I had to learn a new mental skill, to listen and pay attention to my body without attempting to dictate the process.  I flipped it around. The body took the lead and my head watched, listened, paid attention, took notes and filed them away into memory. 

“Oh, that’s how you do that. That is how it feels to walk. That’s how I keep my balance. How my foot pushes off from the floor.” 

Tango Flo.

 Rather than getting bogged down in the technicalities of my role as lead or the complexities of the music, I invited the dance to flow from within with its intrinsic motion. I began dancing with more energy and creative intuition and much more pleasing and satisfactory.

I uncovered a natural connection between my instinctual moving and most of the Tango steps.  This felt like dancing from the inside out.

Several principles surfaced for me which formed the basis for my Tango practice.
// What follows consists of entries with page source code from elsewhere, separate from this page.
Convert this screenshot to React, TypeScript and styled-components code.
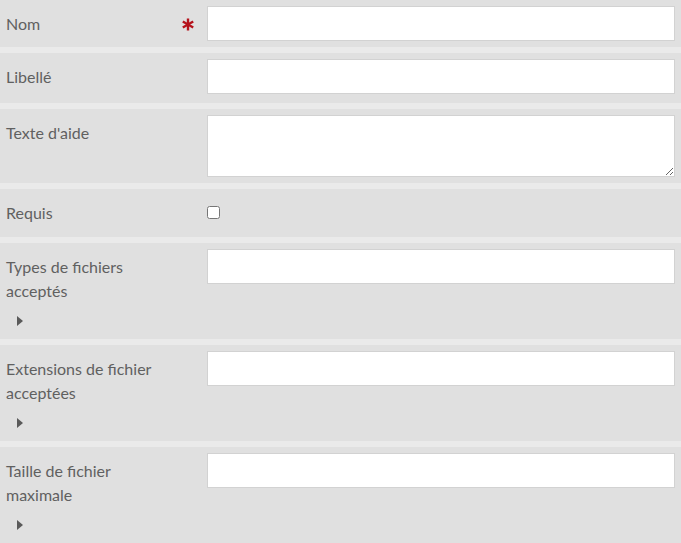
import React from "react";
import styled, { createGlobalStyle } from "styled-components";

const Global = createGlobalStyle`
  html, body { margin: 0; padding: 0; background: #eaeaea; }
  body { font-family: Lato, "Open Sans", sans-serif; }
  * { box-sizing: border-box; }
`;

const List = styled.div`
  display: flex;
  flex-direction: column;
  gap: 6px;
  width: 681px;
`;

const Row = styled.div<{ $pb?: number }>`
  display: grid;
  grid-template-columns: 201px 1fr;
  align-items: start;
  background: #e0e0e0;
  padding: 6px 6px ${(p) => p.$pb ?? 6}px 6px;
`;

const LabelCell = styled.div`
  display: flex;
  flex-direction: column;
  padding-top: 6px;
`;

const LabelLine = styled.div`
  display: flex;
  align-items: center;
  justify-content: space-between;
`;

const Label = styled.label`
  font-size: 16px;
  line-height: 24px;
  color: #606060;
  max-width: 170px;
`;

const Star = styled.svg`
  width: 12px;
  height: 13px;
  margin-right: 13px;
  flex: none;
`;

const Toggle = styled.div`
  height: 24px;
  margin-top: 6px;
  padding-left: 11px;
  display: flex;
  align-items: center;
`;

const Arrow = styled.span`
  width: 0;
  height: 0;
  border-top: 5px solid transparent;
  border-bottom: 5px solid transparent;
  border-left: 6px solid #5a5a5a;
`;

const TextInput = styled.input`
  display: block;
  width: 100%;
  height: 35px;
  margin: 0;
  border: 1px solid #d2d2d2;
  background: #fff;
  font-family: inherit;
  font-size: 15px;
  padding: 4px 8px;
  outline: none;
`;

const TextArea = styled.textarea`
  display: block;
  width: 100%;
  height: 62px;
  margin: 0;
  border: 1px solid #d2d2d2;
  background: #fff;
  font-family: inherit;
  font-size: 15px;
  padding: 4px 8px;
  outline: none;
`;

const CheckCell = styled.div`
  padding-top: 11px;
  height: 36px;
`;

const Check = styled.input`
  display: block;
  width: 13px;
  height: 13px;
  margin: 0;
`;

const Asterisk = () => (
  <Star viewBox="0 0 12 13">
    <g stroke="#b5121b" strokeWidth="2.4" strokeLinecap="butt">
      <line x1="6" y1="0.5" x2="6" y2="12.5" />
      <line x1="0.8" y1="3.5" x2="11.2" y2="9.5" />
      <line x1="0.8" y1="9.5" x2="11.2" y2="3.5" />
    </g>
  </Star>
);

const Collapsible = () => (
  <Toggle>
    <Arrow />
  </Toggle>
);

export default function App() {
  return (
    <>
      <Global />
      <List>
        <Row>
          <LabelCell>
            <LabelLine>
              <Label>Nom</Label>
              <Asterisk />
            </LabelLine>
          </LabelCell>
          <TextInput type="text" />
        </Row>
        <Row $pb={9}>
          <LabelCell>
            <Label>Libellé</Label>
          </LabelCell>
          <TextInput type="text" />
        </Row>
        <Row>
          <LabelCell>
            <Label>Texte d'aide</Label>
          </LabelCell>
          <TextArea />
        </Row>
        <Row>
          <LabelCell>
            <Label>Requis</Label>
          </LabelCell>
          <CheckCell>
            <Check type="checkbox" />
          </CheckCell>
        </Row>
        <Row>
          <LabelCell>
            <Label>Types de fichiers acceptés</Label>
            <Collapsible />
          </LabelCell>
          <TextInput type="text" />
        </Row>
        <Row>
          <LabelCell>
            <Label>Extensions de fichier acceptées</Label>
            <Collapsible />
          </LabelCell>
          <TextInput type="text" />
        </Row>
        <Row>
          <LabelCell>
            <Label>Taille de fichier maximale</Label>
            <Collapsible />
          </LabelCell>
          <TextInput type="text" />
        </Row>
      </List>
    </>
  );
}
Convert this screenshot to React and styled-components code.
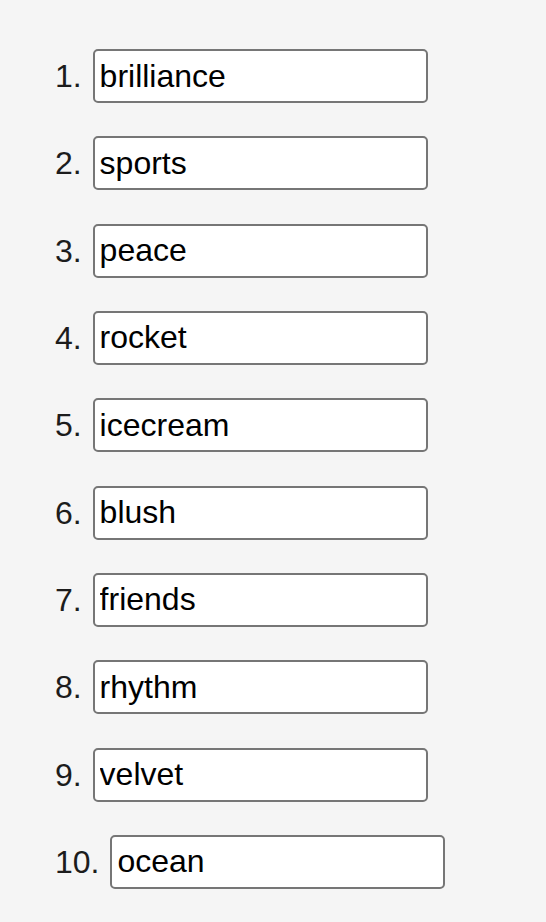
import styled, { createGlobalStyle } from 'styled-components';

const GlobalStyle = createGlobalStyle`
  html, body {
    margin: 0;
    padding: 0;
    background: #f5f5f5;
  }
  body {
    font-family: 'Liberation Sans', Arial, Helvetica, sans-serif;
  }
`;

const Page = styled.main`
  padding: 0 0 40px 55px;
  overflow: hidden;
`;

// heading sits mostly above the fold, only its descender tips show
const Heading = styled.h2`
  margin: -36px 0 0 0;
  height: 37px;
  font-size: 32px;
  font-weight: bold;
  line-height: normal;
  color: #555;
`;

const WordList = styled.ol`
  list-style-position: inside;
  list-style-type: decimal;
  margin: 48px 0 0 0;
  padding: 0;
`;

const WordItem = styled.li`
  font-size: 32px;
  color: #1c1c1c;
  margin-bottom: 33.33px;
`;

const WordInput = styled.input`
  box-sizing: border-box;
  width: 335px;
  height: 54px;
  margin: 0 0 0 2px;
  padding: 0 5px;
  border: 2px solid #767676;
  border-radius: 5px;
  background: #fff;
  font-family: 'Liberation Sans', Arial, Helvetica, sans-serif;
  font-size: 32px;
  line-height: normal;
  color: #000;
  outline: none;
`;

const words = [
  'brilliance',
  'sports',
  'peace',
  'rocket',
  'icecream',
  'blush',
  'friends',
  'rhythm',
  'velvet',
  'ocean',
];

export default function App() {
  return (
    <Page>
      <GlobalStyle />
      <Heading>Type your spelling words</Heading>
      <WordList>
        {words.map((w) => (
          <WordItem key={w}>
            <WordInput type="text" defaultValue={w} />
          </WordItem>
        ))}
      </WordList>
    </Page>
  );
}
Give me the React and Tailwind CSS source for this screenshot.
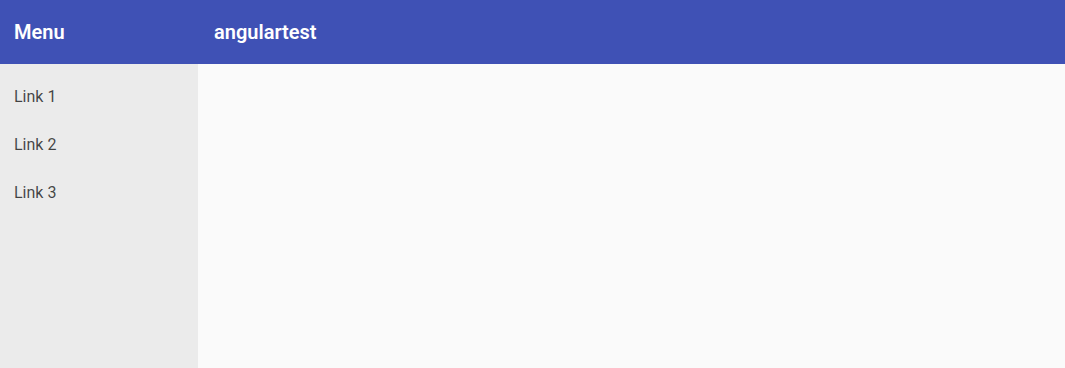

The journey is the destination. 

I focused on movement and phrasing rather than stepping, the transition between steps, not where I was going but how I was getting there 

Onesies

My movement style became basically unisex, (strangely similar to how women/ follwos are taught to move), which felt much more ergonomically sound. Angling the foot, raising the heel, maintaining floor contact with the metatarsal.

The Dancing Leg.

For the first time as a lead, I focused on dancing with the free leg rather than where I placed the supporting leg. My application of Gavito’s advice,  “paint the floor with the music”. This was far more intriguing and creative. 

Full body movement 

Surprise. When one part of my body moved all parts moved. When I moved my upper torso one way the lower torso turned the other. Contra-body.

When I cupped my knees my chest turned. Leverage.

When I relaxed my knees my hips opened and my steps lengthened.

Collecting

Every Tango step begins and ends with collecting. So much more than my feet brushing each other in transit. It involves tightening my core, settling, shifting weight, bringing the knees and thighs together, and setting the lead with contra-body.

It sounds complicated and it is, except that I have been doing it since I was two. Really no new movements as much as simply becoming conscious about what I was already doing. 

Exercises.  

Only after I became familiar with all the ins and outs of my dance movements did I permit my head to make any suggestions as to how it might work in consort with my body and sculpt the instinctual movements stylistically. 

I created exercises that were so simple they almost felt silly or childish (which they are ). I picked code words like Raggedy Anne Shuffle, Slinky Slide, Power Skate, and Cat Walk. 

The Test.

When I finally did get to take my dance back to the dance floor, my dance had changed. My lead was stronger, my balance better. Most significantly I was slowing down, making more with less, filling every movement with feeling and meaning. 

It was a seasoned blending of my decades of Tango, Tai Chi, spiritual practices and suffering through the interminable drone of airline stewardesses on auto-pilot.